LEE v. BAC HOME LOANS SERVICING, LP

United States District Court, District of Nevada (2011)

Facts

Issue

Holding — Mahan, J.

Rule

Reasoning

Deep Dive: How the Court Reached Its Decision

Statute of Limitations

The court reasoned that many of Monica Lee's claims were barred by the applicable statutes of limitations, as they were based on events that transpired years before the lawsuit was filed. For instance, her claims regarding unfair lending practices under NRS § 598D arose from the loan origination in August 2005, and since the statute of limitations for such claims is three years, her complaint, filed in 2011, was untimely. Similarly, Lee's second claim for deceptive trade practices was also dismissed because it was predicated on actions that occurred at the time of the loan's origination, thus exceeding the four-year statute of limitations under NRS 11.190(2)(d). The court highlighted that Lee had sufficient awareness of the circumstances of her claims at the time the loan was finalized, which rendered her complaints time-barred. Ultimately, the court concluded that because these claims were filed long after the expiration of their respective limitations periods, they could not proceed.

Failure to State a Valid Cause of Action

The court also addressed the sufficiency of Lee's allegations in her complaint, determining that she failed to state valid causes of action against the defendants. Specifically, claims such as injunctive relief and declaratory relief were dismissed because they are not recognized as standalone causes of action in Nevada, but rather as remedies. Additionally, Lee's claims of conversion and conspiracy were dismissed for not meeting the heightened pleading standards under Federal Rule of Civil Procedure 9(b), which requires particularity in fraud allegations. The court noted that Lee's allegations were vague and lacked the necessary specificity to identify the actions of each defendant, thereby failing to satisfy the pleading requirements. Furthermore, the court found that no fiduciary relationship existed between Lee and the lenders, which weakened her claims for inspection and accounting, unjust enrichment, and breach of the implied covenant of good faith and fair dealing. Consequently, her failure to adequately plead these claims led to their dismissal.

Authorization of Actions

In examining Lee's claims related to forcible entry, forcible detainer, and trespass, the court determined that these actions were authorized by the deed of trust that Lee had executed. The court pointed out that the deed of trust explicitly allowed for foreclosure if the borrower defaulted on the loan, which Lee did when she failed to make timely payments starting February 1, 2009. Thus, any entry made by the defendants during the foreclosure process was deemed authorized, negating Lee's claims for forcible entry and trespass. The court emphasized that since Lee consented to the terms of the deed of trust, including the power of sale, she could not subsequently claim that the defendants acted unlawfully in entering the property or taking possession. As a result, the court dismissed these claims on the grounds that they were based on actions that were legally permissible under the agreement Lee had signed.

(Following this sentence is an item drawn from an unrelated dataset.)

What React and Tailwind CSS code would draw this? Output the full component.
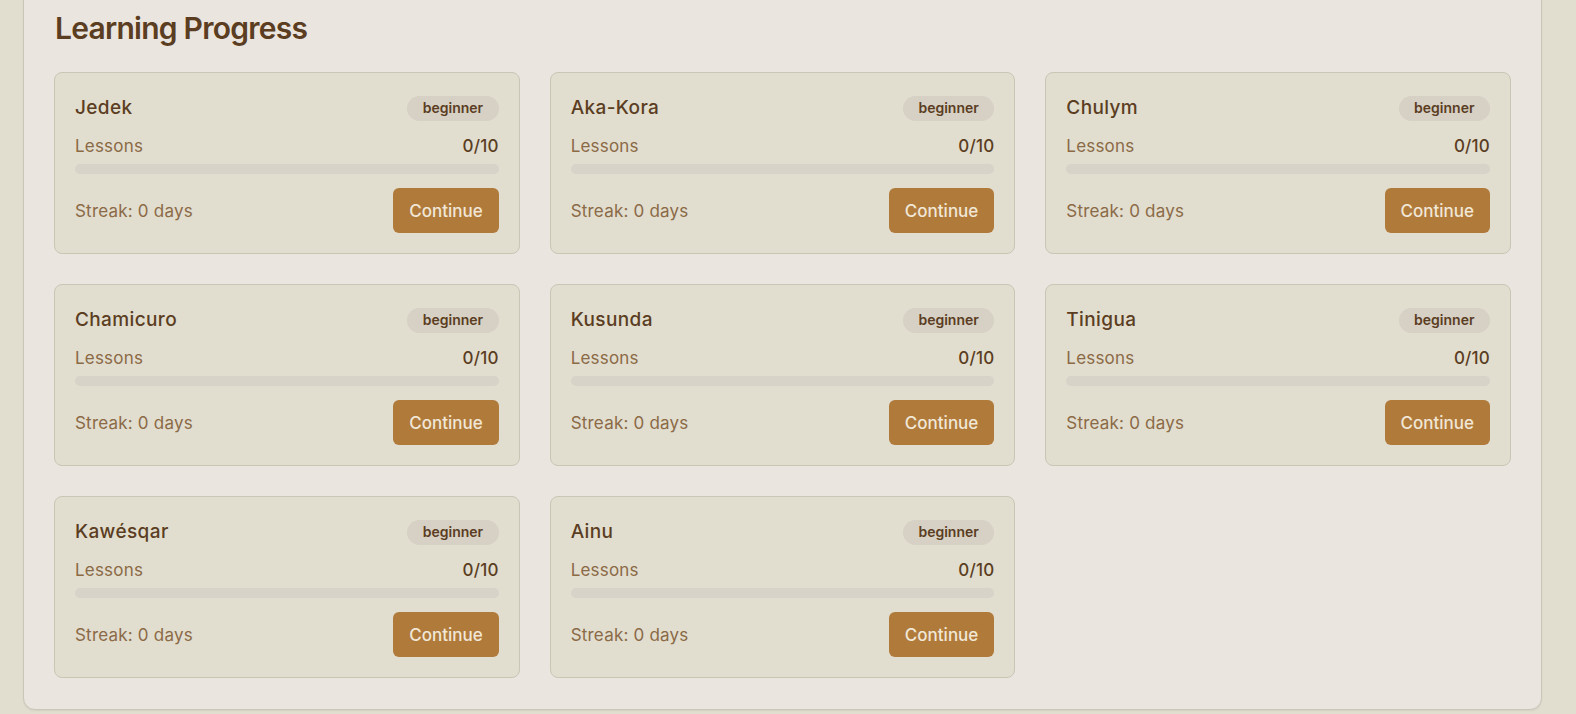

Lack of Special Relationship

The court highlighted the absence of a special relationship between Lee and the lenders, which undermined several of her claims. In Nevada, a fiduciary duty typically arises only when a special trust relationship exists between parties; however, the court noted that no such relationship is inherent in the lender-borrower dynamic unless exceptional circumstances are present. Lee's claims for inspection and accounting failed because she did not allege any special circumstances that would create a fiduciary relationship with the defendants. Additionally, her claim for breach of the implied covenant of good faith and fair dealing faltered for similar reasons, as she could not demonstrate that the defendants owed her a duty of good faith under the circumstances. Ultimately, the lack of a special relationship between Lee and the lenders rendered her claims for unjust enrichment and other fiduciary-based allegations untenable, leading to their dismissal.

Overall Dismissal

The court ultimately granted the defendants' motion to dismiss Lee's complaint without prejudice, indicating that her claims failed to meet the necessary legal standards for proceeding. The dismissal was based on the combination of the claims being time-barred, the failure to state valid causes of action, and the authorization of the defendants' actions under the deed of trust. Lee's inability to provide sufficient factual matter to support her claims, particularly in light of the statutes of limitations and the absence of special relationships, led the court to conclude that her allegations lacked the plausibility required to survive a motion to dismiss. By dismissing the complaint without prejudice, the court left open the possibility for Lee to amend her claims in the future, provided she could address the deficiencies identified in the court's ruling. Thus, the court's decision effectively ended the current litigation while allowing for the potential for future claims if adequately supported.